To frame the Rock Garden purely as “outsider art” is to diminish it. When we first began studying it seriously in the early 2000s, spending extended periods on-site with Chand, what struck us was the sophistication of its spatial organisation. The garden is a designed environment of exceptional complexity—a series of distinct phases, each with its own character and scale, linked by winding pathways and punctuated by waterfalls, amphitheatres, archways and chambers. The culturally embedded architectural vocabulary draws on Mughal precedent that provides crafted grandeur, on vernacular memory miniaturised into rural environments, on the forms of Chand’s pre-Partition childhood in what is now Pakistan—all curated through a sensibility that was entirely his own.

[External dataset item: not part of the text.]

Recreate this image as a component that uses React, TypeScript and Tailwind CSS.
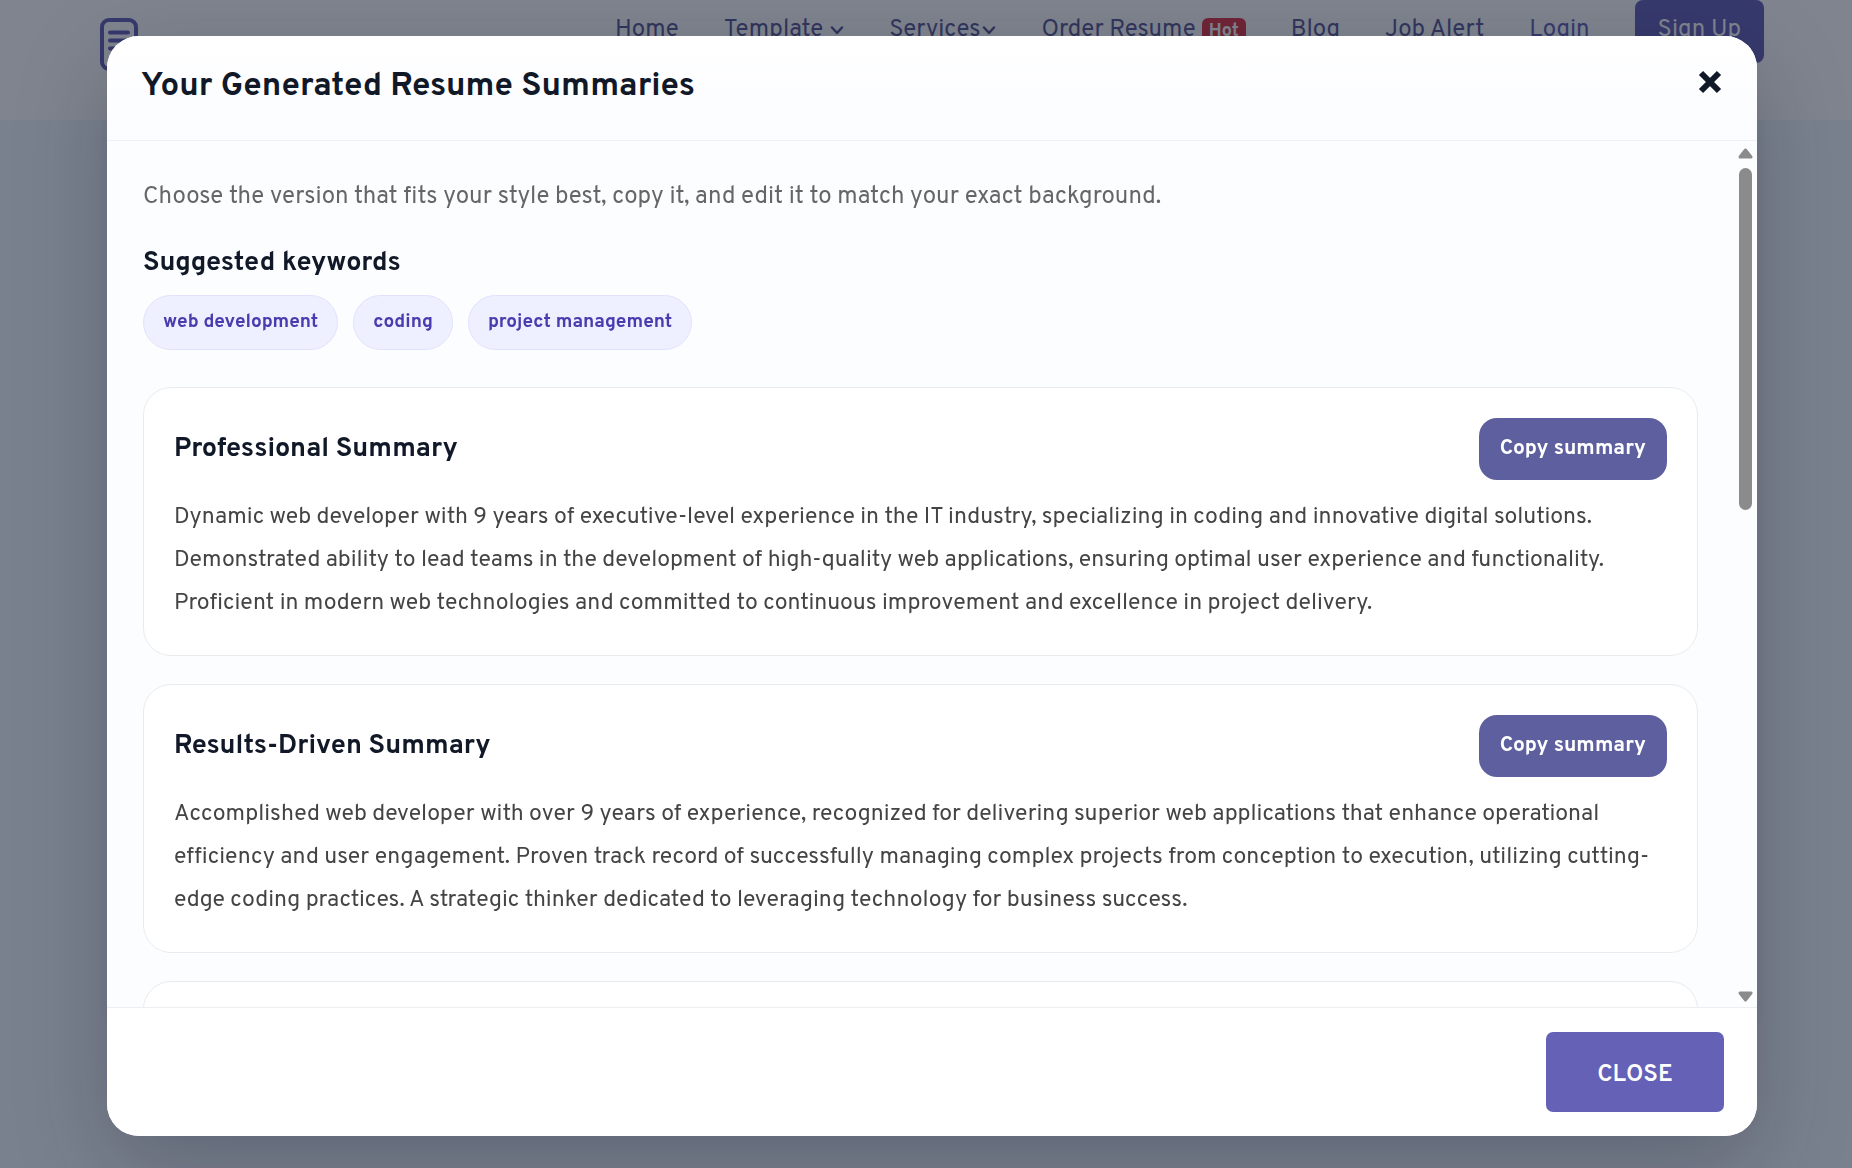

The more than 10,000 sculptures— warriors, goddesses, musicians, animals, fantastical figures—are embedded in walls and terraces, arranged in ceremonial groupings, positioned to be encountered through movement. You cannot take in the Rock Garden from outside. You must enter it and be absorbed by it. The experience is fundamentally architectural: sequential, spatial, bodily. Notwithstanding the rationality of the city grid, the garden and the Capitol Complex appear to have intriguing parallels in their understanding of resilient, almost archaeological, fragments and upturned ground. In a way, both are primeval. The garden is not a gallery; it is a landscape, an environment, a topography.